## The problem
Word for word, transcribe the lines below and drop the pictures.

** start **

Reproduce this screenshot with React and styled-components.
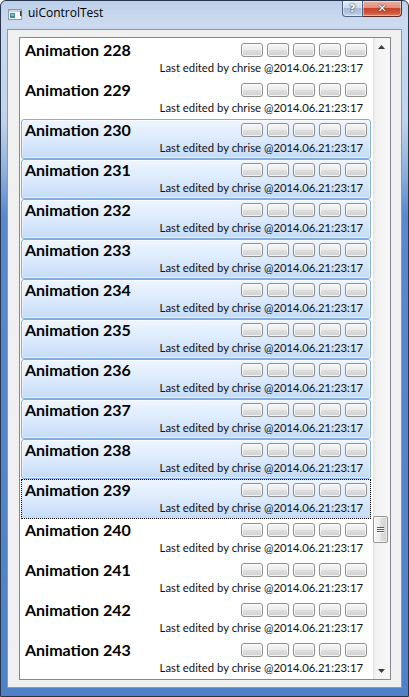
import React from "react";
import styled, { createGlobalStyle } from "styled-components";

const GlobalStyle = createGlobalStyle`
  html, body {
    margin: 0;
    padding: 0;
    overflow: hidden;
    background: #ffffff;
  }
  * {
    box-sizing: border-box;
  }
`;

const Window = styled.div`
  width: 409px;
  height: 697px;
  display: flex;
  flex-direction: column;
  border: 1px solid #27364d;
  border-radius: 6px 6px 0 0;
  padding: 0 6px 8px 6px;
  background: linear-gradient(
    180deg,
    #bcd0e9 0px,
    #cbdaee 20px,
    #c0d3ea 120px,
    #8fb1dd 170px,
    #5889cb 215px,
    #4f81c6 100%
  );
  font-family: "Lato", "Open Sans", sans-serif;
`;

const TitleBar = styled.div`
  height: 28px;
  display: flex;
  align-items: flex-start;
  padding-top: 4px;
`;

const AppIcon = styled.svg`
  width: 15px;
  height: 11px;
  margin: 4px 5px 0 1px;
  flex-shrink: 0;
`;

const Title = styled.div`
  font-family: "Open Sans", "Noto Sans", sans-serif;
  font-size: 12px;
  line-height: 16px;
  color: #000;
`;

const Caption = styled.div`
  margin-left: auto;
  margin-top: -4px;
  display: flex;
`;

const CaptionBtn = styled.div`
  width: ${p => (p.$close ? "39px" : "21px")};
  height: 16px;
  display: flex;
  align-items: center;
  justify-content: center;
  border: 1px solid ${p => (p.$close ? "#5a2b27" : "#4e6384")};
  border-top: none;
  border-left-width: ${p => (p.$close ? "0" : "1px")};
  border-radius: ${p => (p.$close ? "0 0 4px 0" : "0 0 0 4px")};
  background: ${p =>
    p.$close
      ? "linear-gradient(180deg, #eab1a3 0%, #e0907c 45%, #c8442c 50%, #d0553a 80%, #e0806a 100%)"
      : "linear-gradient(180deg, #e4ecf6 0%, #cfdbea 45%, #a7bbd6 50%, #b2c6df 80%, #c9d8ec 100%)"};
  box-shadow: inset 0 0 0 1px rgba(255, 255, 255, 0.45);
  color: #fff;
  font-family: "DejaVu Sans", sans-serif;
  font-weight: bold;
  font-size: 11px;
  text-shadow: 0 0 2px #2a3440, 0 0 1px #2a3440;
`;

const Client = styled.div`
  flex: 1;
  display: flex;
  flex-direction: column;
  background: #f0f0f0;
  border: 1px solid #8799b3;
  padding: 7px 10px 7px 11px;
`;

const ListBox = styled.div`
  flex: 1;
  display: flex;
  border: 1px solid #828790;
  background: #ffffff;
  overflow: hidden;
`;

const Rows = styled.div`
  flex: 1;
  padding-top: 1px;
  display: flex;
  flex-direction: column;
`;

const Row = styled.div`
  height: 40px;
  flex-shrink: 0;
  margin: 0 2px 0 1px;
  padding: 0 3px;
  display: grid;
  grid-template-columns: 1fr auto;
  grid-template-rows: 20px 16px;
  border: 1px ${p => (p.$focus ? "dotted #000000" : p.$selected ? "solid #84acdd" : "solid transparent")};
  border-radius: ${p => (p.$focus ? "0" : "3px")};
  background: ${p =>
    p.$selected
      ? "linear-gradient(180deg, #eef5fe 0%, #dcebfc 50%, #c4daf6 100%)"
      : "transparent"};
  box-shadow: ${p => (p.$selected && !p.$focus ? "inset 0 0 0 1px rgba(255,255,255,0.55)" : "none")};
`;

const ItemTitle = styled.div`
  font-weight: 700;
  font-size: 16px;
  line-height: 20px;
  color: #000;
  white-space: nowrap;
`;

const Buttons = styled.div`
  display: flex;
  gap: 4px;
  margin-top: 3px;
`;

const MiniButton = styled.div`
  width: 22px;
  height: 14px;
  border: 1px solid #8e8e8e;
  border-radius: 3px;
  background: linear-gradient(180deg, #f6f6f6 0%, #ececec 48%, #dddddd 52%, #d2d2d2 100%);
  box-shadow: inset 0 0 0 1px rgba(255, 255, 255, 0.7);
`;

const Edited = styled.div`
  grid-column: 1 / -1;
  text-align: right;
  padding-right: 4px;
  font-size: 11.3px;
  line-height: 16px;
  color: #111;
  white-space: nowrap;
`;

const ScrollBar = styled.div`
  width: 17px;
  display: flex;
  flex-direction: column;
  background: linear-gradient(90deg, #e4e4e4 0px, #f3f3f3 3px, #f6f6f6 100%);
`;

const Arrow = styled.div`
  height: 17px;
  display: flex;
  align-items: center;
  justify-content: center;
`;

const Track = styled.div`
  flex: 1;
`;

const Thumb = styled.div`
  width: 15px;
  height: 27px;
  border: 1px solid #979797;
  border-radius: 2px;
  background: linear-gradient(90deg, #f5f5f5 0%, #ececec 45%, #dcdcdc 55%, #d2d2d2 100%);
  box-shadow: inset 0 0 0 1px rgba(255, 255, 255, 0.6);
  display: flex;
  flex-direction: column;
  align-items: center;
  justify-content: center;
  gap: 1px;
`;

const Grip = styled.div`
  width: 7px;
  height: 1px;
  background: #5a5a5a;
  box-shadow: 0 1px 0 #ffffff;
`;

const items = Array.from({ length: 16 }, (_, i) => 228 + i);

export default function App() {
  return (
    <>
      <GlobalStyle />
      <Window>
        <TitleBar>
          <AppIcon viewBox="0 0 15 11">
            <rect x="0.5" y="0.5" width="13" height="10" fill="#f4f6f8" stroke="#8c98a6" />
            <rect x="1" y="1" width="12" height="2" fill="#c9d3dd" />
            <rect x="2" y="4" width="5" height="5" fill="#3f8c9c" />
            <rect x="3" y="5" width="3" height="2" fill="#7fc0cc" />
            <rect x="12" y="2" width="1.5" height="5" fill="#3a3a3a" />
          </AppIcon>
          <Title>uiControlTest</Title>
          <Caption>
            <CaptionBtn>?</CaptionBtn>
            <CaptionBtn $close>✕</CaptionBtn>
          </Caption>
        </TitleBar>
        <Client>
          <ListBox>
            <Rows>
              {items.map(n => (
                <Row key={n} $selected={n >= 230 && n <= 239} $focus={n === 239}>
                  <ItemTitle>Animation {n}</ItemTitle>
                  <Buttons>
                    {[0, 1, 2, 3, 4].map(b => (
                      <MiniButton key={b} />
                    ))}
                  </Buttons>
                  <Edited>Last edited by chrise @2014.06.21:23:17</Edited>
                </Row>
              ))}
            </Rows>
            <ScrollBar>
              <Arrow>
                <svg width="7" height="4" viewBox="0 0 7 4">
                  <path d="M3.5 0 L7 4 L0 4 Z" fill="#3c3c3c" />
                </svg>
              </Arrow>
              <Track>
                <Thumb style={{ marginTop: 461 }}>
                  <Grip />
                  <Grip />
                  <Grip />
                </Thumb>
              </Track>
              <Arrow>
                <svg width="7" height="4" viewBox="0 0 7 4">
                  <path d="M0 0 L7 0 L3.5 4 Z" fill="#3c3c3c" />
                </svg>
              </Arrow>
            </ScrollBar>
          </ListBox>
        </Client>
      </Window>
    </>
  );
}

** end **

## The reply
Reproduce this screenshot with React and styled-components.
import React from "react";
import styled, { createGlobalStyle } from "styled-components";

const GlobalStyle = createGlobalStyle`
  html, body {
    margin: 0;
    padding: 0;
    overflow: hidden;
    background: #ffffff;
  }
  * {
    box-sizing: border-box;
  }
`;

const Window = styled.div`
  width: 409px;
  height: 697px;
  display: flex;
  flex-direction: column;
  border: 1px solid #27364d;
  border-radius: 6px 6px 0 0;
  padding: 0 6px 8px 6px;
  background: linear-gradient(
    180deg,
    #bcd0e9 0px,
    #cbdaee 20px,
    #c0d3ea 120px,
    #8fb1dd 170px,
    #5889cb 215px,
    #4f81c6 100%
  );
  font-family: "Lato", "Open Sans", sans-serif;
`;

const TitleBar = styled.div`
  height: 28px;
  display: flex;
  align-items: flex-start;
  padding-top: 4px;
`;

const AppIcon = styled.svg`
  width: 15px;
  height: 11px;
  margin: 4px 5px 0 1px;
  flex-shrink: 0;
`;

const Title = styled.div`
  font-family: "Open Sans", "Noto Sans", sans-serif;
  font-size: 12px;
  line-height: 16px;
  color: #000;
`;

const Caption = styled.div`
  margin-left: auto;
  margin-top: -4px;
  display: flex;
`;

const CaptionBtn = styled.div`
  width: ${p => (p.$close ? "39px" : "21px")};
  height: 16px;
  display: flex;
  align-items: center;
  justify-content: center;
  border: 1px solid ${p => (p.$close ? "#5a2b27" : "#4e6384")};
  border-top: none;
  border-left-width: ${p => (p.$close ? "0" : "1px")};
  border-radius: ${p => (p.$close ? "0 0 4px 0" : "0 0 0 4px")};
  background: ${p =>
    p.$close
      ? "linear-gradient(180deg, #eab1a3 0%, #e0907c 45%, #c8442c 50%, #d0553a 80%, #e0806a 100%)"
      : "linear-gradient(180deg, #e4ecf6 0%, #cfdbea 45%, #a7bbd6 50%, #b2c6df 80%, #c9d8ec 100%)"};
  box-shadow: inset 0 0 0 1px rgba(255, 255, 255, 0.45);
  color: #fff;
  font-family: "DejaVu Sans", sans-serif;
  font-weight: bold;
  font-size: 11px;
  text-shadow: 0 0 2px #2a3440, 0 0 1px #2a3440;
`;

const Client = styled.div`
  flex: 1;
  display: flex;
  flex-direction: column;
  background: #f0f0f0;
  border: 1px solid #8799b3;
  padding: 7px 10px 7px 11px;
`;

const ListBox = styled.div`
  flex: 1;
  display: flex;
  border: 1px solid #828790;
  background: #ffffff;
  overflow: hidden;
`;

const Rows = styled.div`
  flex: 1;
  padding-top: 1px;
  display: flex;
  flex-direction: column;
`;

const Row = styled.div`
  height: 40px;
  flex-shrink: 0;
  margin: 0 2px 0 1px;
  padding: 0 3px;
  display: grid;
  grid-template-columns: 1fr auto;
  grid-template-rows: 20px 16px;
  border: 1px ${p => (p.$focus ? "dotted #000000" : p.$selected ? "solid #84acdd" : "solid transparent")};
  border-radius: ${p => (p.$focus ? "0" : "3px")};
  background: ${p =>
    p.$selected
      ? "linear-gradient(180deg, #eef5fe 0%, #dcebfc 50%, #c4daf6 100%)"
      : "transparent"};
  box-shadow: ${p => (p.$selected && !p.$focus ? "inset 0 0 0 1px rgba(255,255,255,0.55)" : "none")};
`;

const ItemTitle = styled.div`
  font-weight: 700;
  font-size: 16px;
  line-height: 20px;
  color: #000;
  white-space: nowrap;
`;

const Buttons = styled.div`
  display: flex;
  gap: 4px;
  margin-top: 3px;
`;

const MiniButton = styled.div`
  width: 22px;
  height: 14px;
  border: 1px solid #8e8e8e;
  border-radius: 3px;
  background: linear-gradient(180deg, #f6f6f6 0%, #ececec 48%, #dddddd 52%, #d2d2d2 100%);
  box-shadow: inset 0 0 0 1px rgba(255, 255, 255, 0.7);
`;

const Edited = styled.div`
  grid-column: 1 / -1;
  text-align: right;
  padding-right: 4px;
  font-size: 11.3px;
  line-height: 16px;
  color: #111;
  white-space: nowrap;
`;

const ScrollBar = styled.div`
  width: 17px;
  display: flex;
  flex-direction: column;
  background: linear-gradient(90deg, #e4e4e4 0px, #f3f3f3 3px, #f6f6f6 100%);
`;

const Arrow = styled.div`
  height: 17px;
  display: flex;
  align-items: center;
  justify-content: center;
`;

const Track = styled.div`
  flex: 1;
`;

const Thumb = styled.div`
  width: 15px;
  height: 27px;
  border: 1px solid #979797;
  border-radius: 2px;
  background: linear-gradient(90deg, #f5f5f5 0%, #ececec 45%, #dcdcdc 55%, #d2d2d2 100%);
  box-shadow: inset 0 0 0 1px rgba(255, 255, 255, 0.6);
  display: flex;
  flex-direction: column;
  align-items: center;
  justify-content: center;
  gap: 1px;
`;

const Grip = styled.div`
  width: 7px;
  height: 1px;
  background: #5a5a5a;
  box-shadow: 0 1px 0 #ffffff;
`;

const items = Array.from({ length: 16 }, (_, i) => 228 + i);

export default function App() {
  return (
    <>
      <GlobalStyle />
      <Window>
        <TitleBar>
          <AppIcon viewBox="0 0 15 11">
            <rect x="0.5" y="0.5" width="13" height="10" fill="#f4f6f8" stroke="#8c98a6" />
            <rect x="1" y="1" width="12" height="2" fill="#c9d3dd" />
            <rect x="2" y="4" width="5" height="5" fill="#3f8c9c" />
            <rect x="3" y="5" width="3" height="2" fill="#7fc0cc" />
            <rect x="12" y="2" width="1.5" height="5" fill="#3a3a3a" />
          </AppIcon>
          <Title>uiControlTest</Title>
          <Caption>
            <CaptionBtn>?</CaptionBtn>
            <CaptionBtn $close>✕</CaptionBtn>
          </Caption>
        </TitleBar>
        <Client>
          <ListBox>
            <Rows>
              {items.map(n => (
                <Row key={n} $selected={n >= 230 && n <= 239} $focus={n === 239}>
                  <ItemTitle>Animation {n}</ItemTitle>
                  <Buttons>
                    {[0, 1, 2, 3, 4].map(b => (
                      <MiniButton key={b} />
                    ))}
                  </Buttons>
                  <Edited>Last edited by chrise @2014.06.21:23:17</Edited>
                </Row>
              ))}
            </Rows>
            <ScrollBar>
              <Arrow>
                <svg width="7" height="4" viewBox="0 0 7 4">
                  <path d="M3.5 0 L7 4 L0 4 Z" fill="#3c3c3c" />
                </svg>
              </Arrow>
              <Track>
                <Thumb style={{ marginTop: 461 }}>
                  <Grip />
                  <Grip />
                  <Grip />
                </Thumb>
              </Track>
              <Arrow>
                <svg width="7" height="4" viewBox="0 0 7 4">
                  <path d="M0 0 L7 0 L3.5 4 Z" fill="#3c3c3c" />
                </svg>
              </Arrow>
            </ScrollBar>
          </ListBox>
        </Client>
      </Window>
    </>
  );
}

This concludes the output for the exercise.